At least two Orange County cities have publicly raised the idea of requiring large grocery stores in their areas to give their workers hazard pay for risking their lives during the Coronavirus pandemic.
But these cities have yet to take action, amid legal fallout over a similar hazard pay mandate adopted by Long Beach officials, which has prompted some stores in that city to close and lay off workers.
Santa Ana officials broke ground in Orange County last month as the first city to publicly discuss a mandatory grocery and pharmacy worker hazard pay ordinance.
About a month went by and Santa Ana officials still had yet to see something actionable on their plates.
Yet on Monday, just after Voice of OC called council members about the issue, a late evening announcement came out about a “special meeting” on the topic being scheduled for later today.
To see the meeting schedule and for instructions on how to view it live, click here.
For a moment, Costa Mesa officials appeared to have been mulling over the same thing, initially scheduling a discussion about a mandatory hazard pay ordinance for tonight’s City Council meeting. Yet that discussion has been canceled.
Like in Santa Ana, one idea was to require local large grocery stores to pay workers an extra $4 per hour over their existing hourly pay for 120 days.
But officials later amended their agenda for today’s meeting, removing the topic from the council’s discussion line-up before the weekend.
Asked why the discussion was canceled, Mayor Katrina Foley told Voice of OC that staff needed to do more research on what a possible hazard pay ordinance could look like.
“We want to have things like some sample ordinances, examples of what other cities have done, a survey and a cost analysis,” she said in a Monday phone interview, “so that we can come back to the council with a more thorough report.”
Costa Mesa joins Santa Ana in at least entertaining the idea, with Santa Ana officials earlier this month directing city staff to come back to the council with an ordinance and more information about what they could do.
Officials there seemed largely in agreement with a law requiring the same type of pay raise put forward by Costa Mesa but possibly for a longer period of time, and also applying it to pharmacy store workers.
Santa Ana Councilwoman Thai Viet Phan, who first brought the idea forward last month, told Voice of OC that city staff has had to comb through the myriad of ideas and suggestions council members gave around the implementation and design of a hazard pay policy.

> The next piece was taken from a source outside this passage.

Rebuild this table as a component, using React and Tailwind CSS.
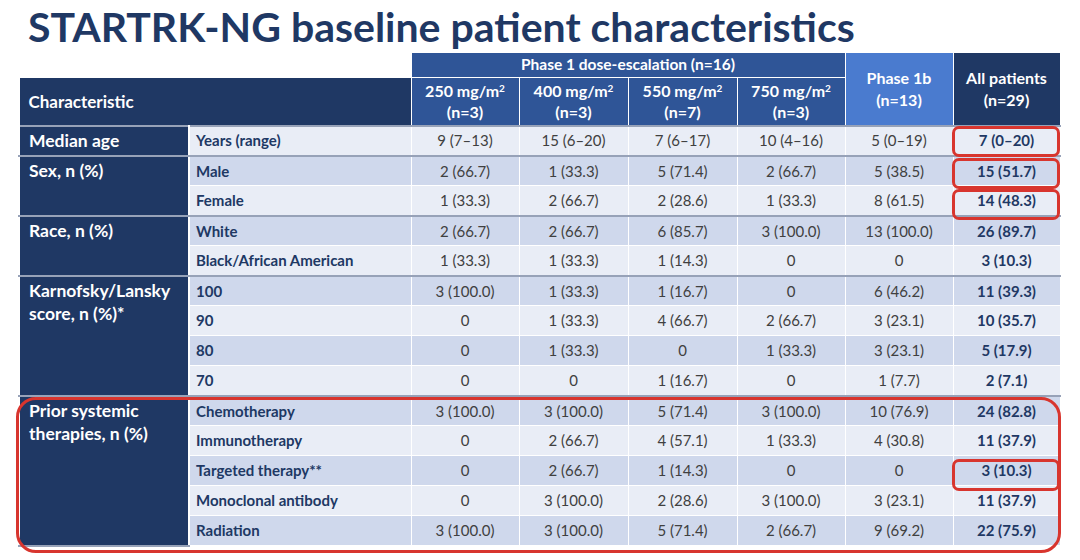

She also pointed to the recent federal lawsuit resulting from one such policy adopted in Long Beach — a city where officials’ actions largely inspired the Santa Ana discussions — as further complicating the matter.
One day after Long Beach officials adopted their hazard pay mandate ordinance in January, the California Grocers Association representing grocery chains and stores filed a lawsuit against the city in federal court.
On top of that, the Kroger Company — which operates grocery chains like Ralphs and Food 4 Less — announced the closure of some of its stores in Long Beach following the Long Beach City Council’s vote.
“This misguided action by the Long Beach City Council oversteps the traditional bargaining process and applies to some, but not all, grocery workers in the city,” said the company in a statement.
Labor organizers from the United Food and Commercial Workers union, in turn, have called the closures an attempt to intimidate essential workers from standing up to the grocery chains.
In both Santa Ana and Costa Mesa, officials reason that the pandemic has shone a light on the importance of many service industry workers — and has redefined across many levels of society what it means to be “essential.”
The pandemic has “forced us all to realize who is really valuable … Janitors in hospitals. People who are stocking shelves at grocery stores at their own perils,” said Santa Ana Mayor Vicente Sarmiento at a Jan. 13 special meeting where he and his colleagues explored the issue.
Officials point out that the risk of workers being exposed to Covid-19 increases dramatically in grocery stores and pharmacies, as more people funnel into such places of business at a time where public health measures have limited outdoor, public interactions and gatherings at places like restaurants.
Costa Mesa city staff, ahead of the Tuesday meeting, note in a report that a number of grocery companies initially granted workers such Coronavirus-related pay raises, but it was temporary.
“The impacts of the pandemic subsided in June, resulting in many retail companies ending their temporary wage increase,” staff wrote in the report, “and they have yet to make the commitment to reinstate it.”
The pandemic has killed more than 3,100 people in Orange County as of Monday, including 85 people in Costa Mesa and 545 people in Santa Ana.